1- Je ne dirais pas que je ne l'ai pas fait exprès.
2- Je plaiderais coupable.
3- Je n'aurais pas d'avocat, en tout cas je n'engagerais pas le meilleur criminaliste de la ville pour me défendre, même si La Presse m'offrait de payer ses honoraires ( ce qui m'étonnerait ).
4 - Si la pression médiatique devenait telle qu'une conférence de presse s'imposât, je le jure, je ne verserais aucune larme devant les caméras.
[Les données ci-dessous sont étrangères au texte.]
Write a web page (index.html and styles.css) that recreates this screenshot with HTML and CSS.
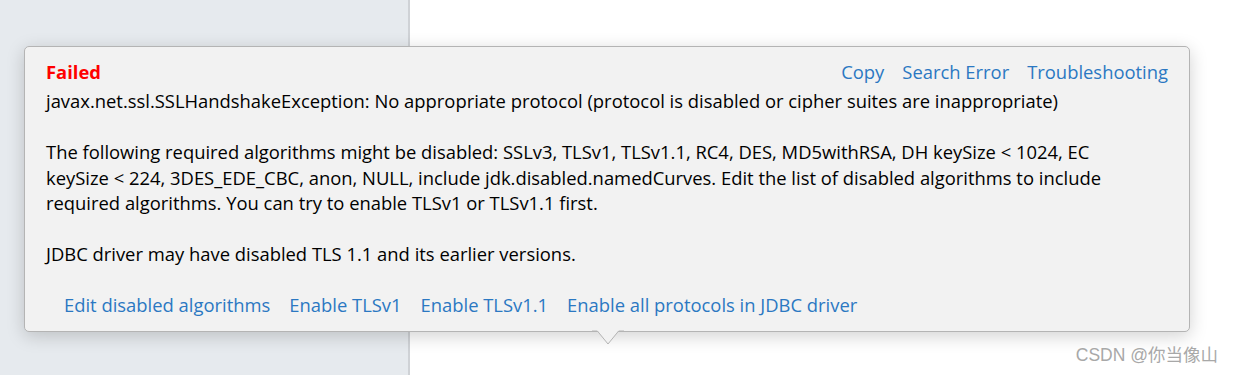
FILE: index.html
```html
<!DOCTYPE html>
<html>
<head>
<meta charset="utf-8">
<link rel="stylesheet" href="styles.css">
</head>
<body>
<div class="page">
  <div class="side"></div>
  <div class="main"></div>
</div>
<div class="popup">
  <div class="head">
    <span class="failed">Failed</span>
    <div class="actions">
      <a>Copy</a>
      <a>Search Error</a>
      <a>Troubleshooting</a>
    </div>
  </div>
  <div class="body">
    <p>javax.net.ssl.SSLHandshakeException: No appropriate protocol (protocol is disabled or cipher suites are inappropriate)</p>
    <p>The following required algorithms might be disabled: SSLv3, TLSv1, TLSv1.1, RC4, DES, MD5withRSA, DH keySize &lt; 1024, EC keySize &lt; 224, 3DES_EDE_CBC, anon, NULL, include jdk.disabled.namedCurves. Edit the list of disabled algorithms to include required algorithms. You can try to enable TLSv1 or TLSv1.1 first.</p>
    <p>JDBC driver may have disabled TLS 1.1 and its earlier versions.</p>
  </div>
  <div class="links">
    <a>Edit disabled algorithms</a>
    <a>Enable TLSv1</a>
    <a>Enable TLSv1.1</a>
    <a>Enable all protocols in JDBC driver</a>
  </div>
  <svg class="arrow" width="32" height="16" viewBox="0 0 32 16">
    <path d="M0 0.5 L5 0.5 L16 14 L27 0.5 L32 0.5" fill="#f2f2f2" stroke="#b4b4b4" stroke-width="1"/>
    <rect x="0" y="-2" width="32" height="2.5" fill="#f2f2f2"/>
  </svg>
</div>
<div class="watermark">CSDN @你当像山</div>
</body>
</html>
```
FILE: styles.css
```css
html, body {
  margin: 0;
  padding: 0;
  width: 1233px;
  height: 375px;
  overflow: hidden;
  background: #ffffff;
  font-family: "Open Sans", "Noto Sans", "Noto Sans CJK SC", sans-serif;
}
.page {
  display: flex;
  height: 375px;
}
.side {
  width: 408px;
  background: #e6eaee;
  border-right: 2px solid #cfd2d6;
}
.main {
  flex: 1;
  background: #ffffff;
}
.popup {
  position: absolute;
  left: 24px;
  top: 46px;
  width: 1166px;
  height: 286px;
  box-sizing: border-box;
  background: #f2f2f2;
  border: 1px solid #b4b4b4;
  border-radius: 5px;
  box-shadow: 0 4px 18px rgba(0, 0, 0, 0.18);
  padding: 12px 21px 0 21px;
  font-size: 18.4px;
  line-height: 25.5px;
  color: #000000;
}
.head {
  display: flex;
  justify-content: space-between;
  align-items: center;
}
.failed {
  color: #ff0000;
  font-weight: bold;
}
.actions {
  display: flex;
  gap: 18px;
}
a {
  color: #2b78c2;
  cursor: pointer;
}
.body {
  margin-top: 3.5px;
}
.body p {
  margin: 0 0 25.5px 0;
  max-width: 1090px;
}
.body p:first-child {
  max-width: none;
}
.links {
  display: flex;
  gap: 19px;
  padding-left: 18px;
}
.arrow {
  position: absolute;
  left: 567px;
  bottom: -15px;
  overflow: visible;
}
.watermark {
  position: absolute;
  right: 15px;
  bottom: 9px;
  font-family: "Liberation Sans", "Noto Sans CJK SC", sans-serif;
  font-size: 17.5px;
  color: #a8a8a8;
}
```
BAGDAD HIER ET AUJOURD'HUI -

Je suis presque sûr d'avoir reconnu la rue El Mansour, quand ils ont montré des scènes de rue à la télé hier. J'ai reconnu aussi le parc de la Foire internationale où les multinationales pharmaceutiques faisaient du lobbying pendant mon séjour à Bagdad. C'était il y a un an exactement.
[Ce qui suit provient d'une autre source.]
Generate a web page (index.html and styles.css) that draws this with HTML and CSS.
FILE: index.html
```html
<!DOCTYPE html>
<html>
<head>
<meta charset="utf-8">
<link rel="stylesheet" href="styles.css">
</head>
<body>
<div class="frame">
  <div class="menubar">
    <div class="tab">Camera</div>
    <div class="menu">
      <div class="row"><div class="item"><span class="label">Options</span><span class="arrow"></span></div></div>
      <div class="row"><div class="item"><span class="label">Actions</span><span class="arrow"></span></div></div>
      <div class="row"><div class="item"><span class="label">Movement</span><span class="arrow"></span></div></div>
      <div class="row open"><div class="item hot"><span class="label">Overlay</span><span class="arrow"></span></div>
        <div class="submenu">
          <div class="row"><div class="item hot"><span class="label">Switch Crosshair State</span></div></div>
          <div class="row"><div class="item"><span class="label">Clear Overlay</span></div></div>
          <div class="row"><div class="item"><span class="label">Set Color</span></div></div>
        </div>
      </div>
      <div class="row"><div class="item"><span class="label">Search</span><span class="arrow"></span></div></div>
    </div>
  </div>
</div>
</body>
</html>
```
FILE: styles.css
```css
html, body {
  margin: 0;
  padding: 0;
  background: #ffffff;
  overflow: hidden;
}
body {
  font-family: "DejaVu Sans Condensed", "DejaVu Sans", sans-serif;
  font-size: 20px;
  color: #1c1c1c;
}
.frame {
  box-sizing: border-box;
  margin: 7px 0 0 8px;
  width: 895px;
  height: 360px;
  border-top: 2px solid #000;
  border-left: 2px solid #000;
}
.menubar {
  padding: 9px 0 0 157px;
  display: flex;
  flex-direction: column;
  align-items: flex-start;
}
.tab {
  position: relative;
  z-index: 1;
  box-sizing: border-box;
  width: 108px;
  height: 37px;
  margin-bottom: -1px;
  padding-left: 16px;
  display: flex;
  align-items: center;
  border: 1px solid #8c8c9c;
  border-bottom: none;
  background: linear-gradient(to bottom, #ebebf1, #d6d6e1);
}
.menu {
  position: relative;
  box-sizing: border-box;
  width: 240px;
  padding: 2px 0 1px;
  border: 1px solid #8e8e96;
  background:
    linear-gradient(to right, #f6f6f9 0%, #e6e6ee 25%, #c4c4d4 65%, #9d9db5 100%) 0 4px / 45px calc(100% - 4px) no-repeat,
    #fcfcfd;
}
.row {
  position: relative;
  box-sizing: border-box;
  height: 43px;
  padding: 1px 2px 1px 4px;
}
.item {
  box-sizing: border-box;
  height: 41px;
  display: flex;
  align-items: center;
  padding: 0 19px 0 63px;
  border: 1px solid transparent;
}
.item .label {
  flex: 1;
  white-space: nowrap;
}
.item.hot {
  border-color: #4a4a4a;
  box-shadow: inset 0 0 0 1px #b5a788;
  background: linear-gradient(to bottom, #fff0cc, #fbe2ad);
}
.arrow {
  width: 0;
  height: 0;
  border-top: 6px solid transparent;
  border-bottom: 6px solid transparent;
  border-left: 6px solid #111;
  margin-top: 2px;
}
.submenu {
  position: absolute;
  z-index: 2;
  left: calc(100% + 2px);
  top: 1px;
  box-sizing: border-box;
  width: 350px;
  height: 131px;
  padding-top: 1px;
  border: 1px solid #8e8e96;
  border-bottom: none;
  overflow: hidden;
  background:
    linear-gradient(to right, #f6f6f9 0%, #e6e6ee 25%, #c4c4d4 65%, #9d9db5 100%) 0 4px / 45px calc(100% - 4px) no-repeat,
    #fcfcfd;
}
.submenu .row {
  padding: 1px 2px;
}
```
Il y a un an, Saddam disait exactement comme aujourd'hui, ne plus vouloir d'Américains dans l'équipe d'inspecteurs de l'ONU chargés de désarmer l'Irak. Il y a un an, il y avait déjà eu branle-bas de combat dans le Golfe. La crise s'était terminée sur un compromis.
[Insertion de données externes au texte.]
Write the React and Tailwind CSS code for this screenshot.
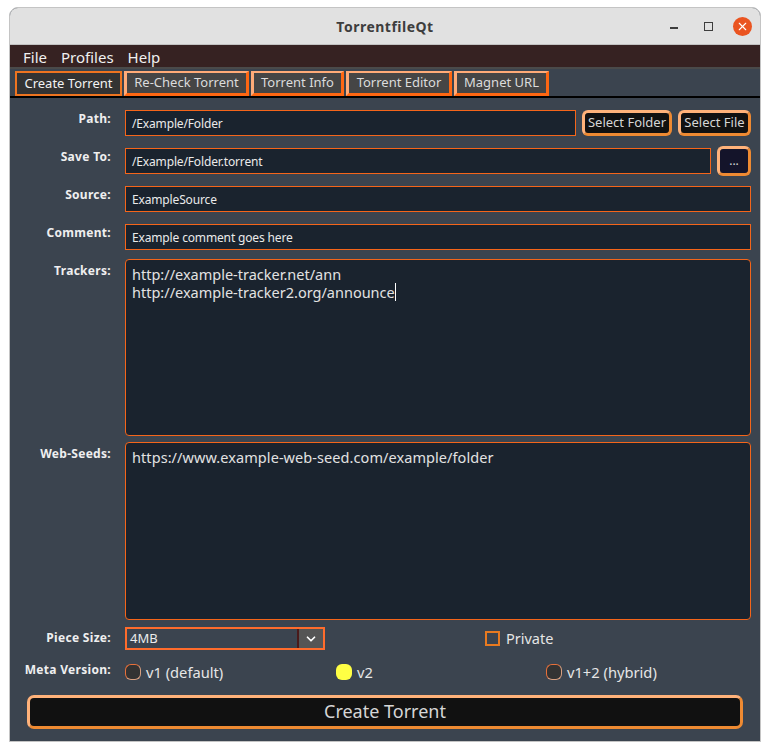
import React from 'react';
import { ChevronDown, X } from 'lucide-react';

const font = { fontFamily: '"Noto Sans", sans-serif' };

const tabs = [
  { label: 'Create Torrent', width: 'w-[107px]', active: true },
  { label: 'Re-Check Torrent', width: 'w-[125px]' },
  { label: 'Torrent Info', width: 'w-[93px]' },
  { label: 'Torrent Editor', width: 'w-[106px]' },
  { label: 'Magnet URL', width: 'w-[95px]' },
];

function Tab({ label, width, active }) {
  if (active) {
    return (
      <div className={`${width} h-[25px] flex items-center justify-center bg-[#333333] border-2 border-[#ee7420] text-[13px] text-[#f2f2f2]`}>
        {label}
      </div>
    );
  }
  return (
    <div className={`${width} h-[25px] pb-[1px] flex items-center justify-center bg-[#454545] border-[3px] border-t-2 border-t-[#ffab78] border-l-[#ffab78] border-r-[#ff6712] border-b-[#ff6712] text-[13px] text-[#dcdcdc]`}>
      {label}
    </div>
  );
}

function Label({ children, className = 'pt-[1px]' }) {
  return <div className={`w-[101px] shrink-0 text-right text-[12px] font-bold leading-[16px] tracking-[0.3px] text-[#efefef] ${className}`}>{children}</div>;
}

function Field({ children }) {
  return (
    <div className="flex-1 h-[26px] flex items-center px-[6px] pt-[2px] bg-[#1a232e] border border-[#f5651a] text-[12px] tracking-[-0.15px] text-[#eaeaea]">
      {children}
    </div>
  );
}

function Button({ children, className = '' }) {
  return (
    <div className={`flex items-center justify-center rounded-[6px] border-[3px] border-t-[#ffb27a] border-l-[#ffb27a] border-r-[#ee8a32] border-b-[#ee8a32] text-[#d6d6d6] ${className}`}>
      {children}
    </div>
  );
}

function Radio({ label, checked }) {
  return (
    <div className="flex items-center gap-[5px] text-[14.7px] leading-[16px] text-[#e6e6e6]">
      {checked ? (
        <span className="w-[16px] h-[16px] rounded-[6px] bg-[#ffff44]" />
      ) : (
        <span className="w-[16px] h-[16px] rounded-[6px] bg-[#333333] border border-t-[#e8703a] border-l-[#e8703a] border-r-[#d8a080] border-b-[#d8a080]" />
      )}
      <span>{label}</span>
    </div>
  );
}

export default function App() {
  return (
    <div className="w-[770px] h-[751px] bg-white pt-[7px] pl-[9px]" style={font}>
      <div className="w-[752px] h-[735px] flex flex-col bg-[#3b444f] border border-[#c4c4c4] rounded-t-[9px] overflow-hidden">
        {/* Title bar */}
        <div className="h-[37px] shrink-0 flex items-center bg-[#e1e1e1] border-b border-[#c2c2c2] relative">
          <div className="flex-1 text-center text-[14px] font-bold tracking-[0.5px] text-[#3d3d3d]">TorrentfileQt</div>
          <div className="absolute top-[9px] left-[660px] h-[19px] flex items-center">
            <div className="w-[8px] h-[1.5px] mt-[3px] bg-[#3d3d3d]" />
            <div className="w-[9px] h-[9px] ml-[26px] border-[1.5px] border-[#3d3d3d]" />
            <div className="ml-[20px] w-[19px] h-[19px] rounded-full bg-[#ea5420] flex items-center justify-center">
              <X className="w-[13px] h-[13px] text-white" strokeWidth={2} />
            </div>
          </div>
        </div>

        {/* Menu */}
        <div className="h-[22px] shrink-0 flex items-center gap-[14px] pl-[13px] pt-[2px] bg-[#362222] text-[15px] text-[#f0f0f0]">
          <span>File</span>
          <span>Profiles</span>
          <span>Help</span>
        </div>

        {/* Tabs */}
        <div className="h-[31px] shrink-0 flex items-end gap-[2px] pl-[5px] border-t-2 border-[#4a4a4a] border-b-2 border-b-black">
          {tabs.map((tab) => (
            <Tab key={tab.label} {...tab} />
          ))}
        </div>

        {/* Form */}
        <div className="flex-1 flex flex-col pt-[12px] pr-[9px]">
          <div className="flex gap-[14px]">
            <Label>Path:</Label>
            <div className="flex-1 flex gap-[6px]">
              <Field>/Example/Folder</Field>
              <Button className="w-[90px] h-[26px] text-[13px] bg-[#111111]">Select Folder</Button>
              <Button className="w-[73px] h-[26px] text-[13px] bg-[#111111]">Select File</Button>
            </div>
          </div>

          <div className="flex gap-[14px] mt-[12px]">
            <Label>Save To:</Label>
            <div className="flex-1 flex gap-[6px] h-[26px] items-center">
              <Field>/Example/Folder.torrent</Field>
              <Button className="w-[34px] h-[30px] text-[12px] bg-[#14142a]">...</Button>
            </div>
          </div>

          <div className="flex gap-[14px] mt-[12px]">
            <Label>Source:</Label>
            <Field>ExampleSource</Field>
          </div>

          <div className="flex gap-[14px] mt-[12px]">
            <Label>Comment:</Label>
            <Field>Example comment goes here</Field>
          </div>

          <div className="flex gap-[14px] mt-[9px]">
            <div className="pt-[3px]"><Label>Trackers:</Label></div>
            <div className="flex-1 h-[177px] px-[6px] pt-[5px] rounded-[4px] bg-[#1a232e] border border-[#f5651a] text-[14.5px] leading-[18px] text-[#e2e2e2]">
              <div>http://example-tracker.net/ann</div>
              <div className="flex items-center">
                http://example-tracker2.org/announce
                <span className="w-px h-[18px] bg-white" />
              </div>
            </div>
          </div>

          <div className="flex gap-[14px] mt-[6px]">
            <div className="pt-[3px]"><Label>Web-Seeds:</Label></div>
            <div className="flex-1 h-[178px] px-[6px] pt-[5px] rounded-[4px] bg-[#1a232e] border border-[#f5651a] text-[14.5px] leading-[18px] tracking-[0.07px] text-[#e2e2e2]">
              https://www.example-web-seed.com/example/folder
            </div>
          </div>

          <div className="flex gap-[14px] mt-[7px] h-[23px]">
            <div className="pt-[3px]"><Label className="pt-0">Piece Size:</Label></div>
            <div className="w-[200px] h-[23px] flex bg-[#3b444f] border-2 border-[#ff6c2c] text-[13px] text-[#ececec]">
              <div className="flex-1 flex items-center pl-[3px]">4MB</div>
              <div className="w-[26px] flex items-center justify-center bg-[#555555] border-l-2 border-[#4a1a1a]">
                <ChevronDown className="w-[14px] h-[14px] text-white" strokeWidth={3} />
              </div>
            </div>
            <div className="ml-[146px] flex items-center gap-[6px] text-[14.5px] text-[#e6e6e6]">
              <span className="w-[15px] h-[15px] border-2 border-[#e87a20]" />
              Private
            </div>
          </div>

          <div className="flex gap-[14px] mt-[13px] h-[18px]">
            <Label className="-mt-[1px]">Meta Version:</Label>
            <div className="flex-1 grid grid-cols-[211px_210px_1fr]">
              <Radio label="v1 (default)" />
              <Radio label="v2" checked />
              <Radio label="v1+2 (hybrid)" />
            </div>
          </div>

          <div className="mt-[14px] ml-[17px] mr-[8px]">
            <Button className="w-full h-[34px] rounded-[7px] text-[18px] pb-[1px] bg-[#111111]">Create Torrent</Button>
          </div>
        </div>
      </div>
    </div>
  );
}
Je me revois débarquer au terminus d'autobus ( j'arrivais de Jordanie ) On entre dans les villes par un parfum, une rumeur, je suis entré dans Bagdad par une couleur, le bleu du dôme des mosquées. La ville n'était pas soulagée d'avoir échappé aux frappes aériennes. La ville était trop fatiguée par sept ans de blocus pour éprouver quoi que ce soit.

Quand je vois aujourd'hui, à la télé, les éclairs zébrer la nuit de Bagdad, je revois la maternité de l'hôpital Al Sadate, les mères assises par terre, drapées dans leurs abayyas, ces grandes robes noires qui les font ressembler à une assemblée de corneilles. Elles berçaient de petites choses fripées qui n'allaient peut-être pas vivre.

Je me revois entrer dans la classe d'anglais de l'école AI UBoor dans Saddam City, les 40 gamines au garde-à-vous, hurlant à mon intention, à plein poumons : " Nous sommes les soldats de Saddam ." Et moi comme un con leur demandant si elles n'aimeraient mieux être coiffeuses que soldats. L'embarras de leur maîtresse. La mauvaise humeur de l'interprète-flic-accompagnateur.

Je me revois au siège de l'ONU dans la banlieue nord de Bagdad, dans le bureau d'un responsable de la distribution des vivres et médicaments du programme " pétrole contre nourriture ". Je l'entends : " Les Américains sont d'une extraordinaire mauvaise foi, leur délire paranoïaque n'a rien à envier à celui de Saddam. " Ceci aussi : " Chaque fois que les Américains frappent, ils ressoudent les Irakiens à leur bourreau. "

Je revois, devant les chics restos sur pilotis, le long du Tigre, les Mercedes des nababs de l'immobilier, du transport du pétrole et des vivres. Les vrais maîtres du pays. Ils ne sont pas pressés de faire tomber Saddam. Il est encore utile. Saddam = embargo = marché noir.

J'entends la chorale de l'église Saint-Raphaël, chanter l'alléluia, dans Bagdad la chaldéenne. Je me rappelle la pluie tiède en sortant de l'église.

Je revois cette banlieue cossue ombragée de bouquets de dattiers et de mandariniers. Des rosiers en fleurs s'agrippent aux grilles des pavillons. Le vieillard en tunique blanche qui vient m'ouvrir égrène un chapelet. Plus tard l'épouse silencieuse servira le thé. Plus tard encore, des entrées.

- Que sait-on de l'Irak en Amérique ? me demande le vieillard.

- Qu'on y fabrique des toxines botuliniques, ai-je répondu.

Le vieillard a eu un sourire triste. L'épouse silencieuse a apporté, sur un plateau, d'autres crêpes fourrées au hachis d'agneau.